Although the remark was in the form of a question the committee felt itself dismissed and uncomfortably the men filed into the corridor.

“We’ve gained nothing!” was Bryant’s first word when they found themselves alone. “We’ve only succeeded in antagonizing Mr. Coddington and solidified his intention of taking the field. We might have got somewhere if Strong had not put his foot in it. What possessed you to pitch into the president like that, young fellow?”

“What made you speak at all?” put in Carmachel. “Don’t you know your place better than to think a rich man like Mr. Coddington is going to stand for having a kid like you lay down the law to him? How ever did you dare? Your job is gone—that’s certain. I’m sorry, too, for we all like you here at the works.”

“Oh, Peter! Peter! Why did you say it?” wailed Nat Jackson. “I know you had the best of intentions, but don’t you see that you’ve upset the whole thing?”

There was something very like a sob in Nat’s tone.

Poor Peter! From every hand came reproaches. If only he had not spoken! His impulse, good at heart, had been one of mistaken zeal.
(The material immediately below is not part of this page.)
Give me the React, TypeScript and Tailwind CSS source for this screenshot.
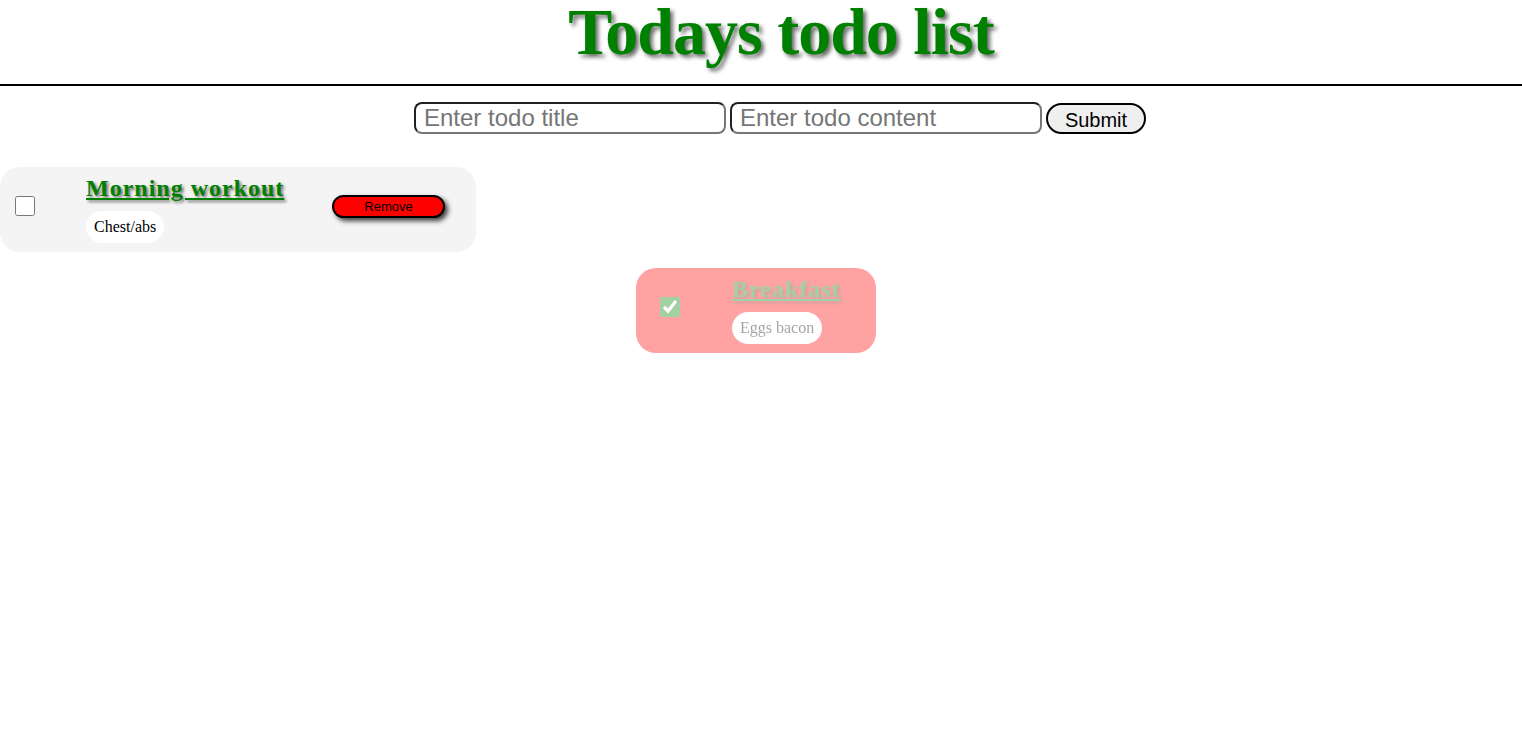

It was not that he himself had lost his cause—he had lost it for hundreds of men in whom he had become interested, and whom he had struggled to serve. Very wretched the boy was for the remainder of the day; when night came he dreaded to go home. What would his father say to him?

Peter might have saved himself this worry, for when he entered the dining-room and sat down to dinner he found the good-humor of his father quite undisturbed and no allusion was made to the day’s occurrence. Surely this was carrying out to the letter the agreement they had made. Peter Coddington was his son and he treated him as such; but to Peter Strong, the boy of the tannery, he had nothing to say. Miserably Peter waited for the opportunity to offer explanation or apology. It did not come and all chance for securing it vanished when, directly after the coffee was served, Mr. Coddington rose, announced that he had an engagement, and was whirled off in the motor-car. He did not return until long after his son was asleep.

Had Peter known what this mysterious engagement was his slumbers would have been happier, for the president of the company had gone on no idle errand. Screened from view in the far corner of the big touring-car he had ridden past the tanneries and with his own eyes had seen the benches in the ball field thronged with sweltering humanity. Twice, three times he passed. He saw the boys at their games; the tired mothers resting in the twilight; the babies that toddled at their feet; and the men—his men—lying full-length on the grass drinking in the cool air. This was what he had come out to see.

The result of it was that the next morning, in the doorway of every factory of the Coddington Company, the following notice was posted:

After careful investigation Mr. Coddington has decided that it is for the interest of his men that the plan to erect a building on the ball field be abandoned. Instead the land will be laid out as a recreation ground to be known as Strong Park, and to be reserved for the Coddington employees, their families, and their friends. Negotiations have been opened for a site on Central Street, where the new patent leather factory will shortly be erected.

Signed: H. M. Coddington, President.

What an ovation the men gave Peter that day! And how grateful Peter was to his father! So grateful that before going to bed he felt compelled to break their compact of silence and exclaim:

“Father, it’s splendid of you to keep the field for the men! I can’t thank you half enough, sir. But you ought not to name it after me.”

“I’m not naming it after you,” was his father’s laconic reply. “I’m naming it after Peter Strong.”